Friday, June 03, 2005

Loose lips, sinking bonds, and storms gather? 

There's some troubling activity occuring in financial markets right now. It's troubling for me, because I wrote a report last week that included a forecast on the Fed funds rate that the Federal Reserve targets. (And, unluckily, it won't be published until July. This is the bane of a forecaster's life.) Today's activity, coming after the job report, has Tim Duy wondering if the Fed has actually decided to stop raising interest rates. Duy writes like a Fedwatcher, so I'll simply paraphrase him: The markets and Federal Reserve officials seem to be talking differently right now. If he's right, this is very bad news.

The whole strategy of the Fed recently has centered on guiding expectations.

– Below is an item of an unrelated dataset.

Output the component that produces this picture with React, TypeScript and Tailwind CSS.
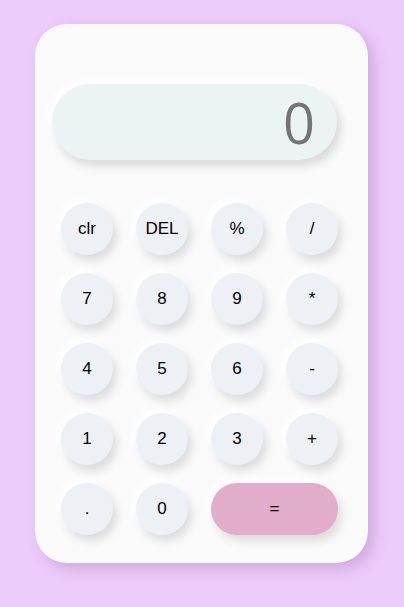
import React from "react";

const keys: { label: string; wide?: boolean; eq?: boolean }[] = [
  { label: "clr" }, { label: "DEL" }, { label: "%" }, { label: "/" },
  { label: "7" }, { label: "8" }, { label: "9" }, { label: "*" },
  { label: "4" }, { label: "5" }, { label: "6" }, { label: "-" },
  { label: "1" }, { label: "2" }, { label: "3" }, { label: "+" },
  { label: "." }, { label: "0" }, { label: "=", wide: true, eq: true },
];

export default function App() {
  return (
    <div className="w-[404px] h-[607px] bg-[#edcbfb] pt-[24px] pl-[35px]" style={{ fontFamily: '"Liberation Sans", Arial, sans-serif' }}>
      <div className="w-[333px] h-[539px] rounded-[32px] bg-[#fafafa] shadow-[6px_6px_14px_rgba(120,70,140,0.25)] pt-[60px]">
        <div className="ml-[17px] w-[285px] h-[76px] rounded-[38px] bg-[#ecf3f3] shadow-[4px_6px_10px_rgba(0,0,0,0.13),-4px_-4px_8px_#ffffff] flex items-center justify-end pr-[22px]">
          <span className="text-[56px] leading-none text-[#747474]" style={{ fontFamily: '"Open Sans", sans-serif' }}>0</span>
        </div>
        <div className="ml-[26px] mt-[43px] grid grid-cols-[52px_52px_52px_52px] gap-x-[23px] gap-y-[18px]">
          {keys.map((k) => (
            <button
              key={k.label}
              className={
                k.eq
                  ? "col-span-2 h-[52px] rounded-full bg-[#e2adca] text-[17px] text-black shadow-[4px_6px_10px_rgba(0,0,0,0.12),-4px_-4px_8px_#ffffff] flex items-center justify-center"
                  : "w-[52px] h-[52px] rounded-full bg-[#edf1f5] text-[17px] text-black shadow-[4px_6px_10px_rgba(0,0,0,0.12),-4px_-4px_8px_#ffffff] flex items-center justify-center"
              }
            >
              {k.label}
            </button>
          ))}
        </div>
      </div>
    </div>
  );
}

The Fed has made its statements after FOMC meetings a critical passing of information from policymakers to the market. As Duy notes, new Dallas Federal Reserve president Richard Fisher made statements on Wednesday that suggested a much different statement than the last statement of FOMC. Here's what the Fed said:
The Committee perceives that, with appropriate monetary policy action, the upside and downside risks to the attainment of both sustainable growth and price stability should be kept roughly equal. With underlying inflation expected to be contained, the Committee believes that policy accommodation can be removed at a pace that is likely to be measured. Nonetheless, the Committee will respond to changes in economic prospects as needed to fulfill its obligation to maintain price stability.
Less than a month later, Fisher.

"I think we've room to tighten a little bit further," Fisher said, but, using a baseball analogy, added that the U.S. central bank is in the eighth inning of its tightening cycle and entering the ninth, and usually final, inning this month.

Fisher noted that the Fed had a double mission - to keep inflation at bay and to maintain economic growth. He said interest rates had to get to the point where "we are neither stimulating inflation or discouraging growth."

"We are not quite there yet. We are getting closer, and as to when we get there, stay tuned," he said.

Duy and others think Fisher is out of step, but the noise is nevertheless roiling markets.

In the past week, bond yields plunged when a rookie president of a Fed bank hinted that the tightening cycle might be in the "eighth inning," then soared when an old clubhouse veteran who's halfway out the door refused to comment on the remark.

It's gotten to the point where a few offhand comments by a couple of Fed backbenchers can have as much impact on real interest rates as an actual rate hike.

Greenspan is scheduled to speak twice next week, including testimony to Congress on Thursday, and the market will be very sensitive to what he says next. The upshot has been that the market is no longer favoring that the Fed will increase interest rates a second time this summer (everyone expects a quarter-point rise at the meeting June 29-30.) This could mean that the expectation is that growth in the second half of the year won't be that strong. I can't release all of what I've written, but this local event at Electrolux has gotten my attention, and the events on the market the last few days makes me wonder if the Fed sees it too.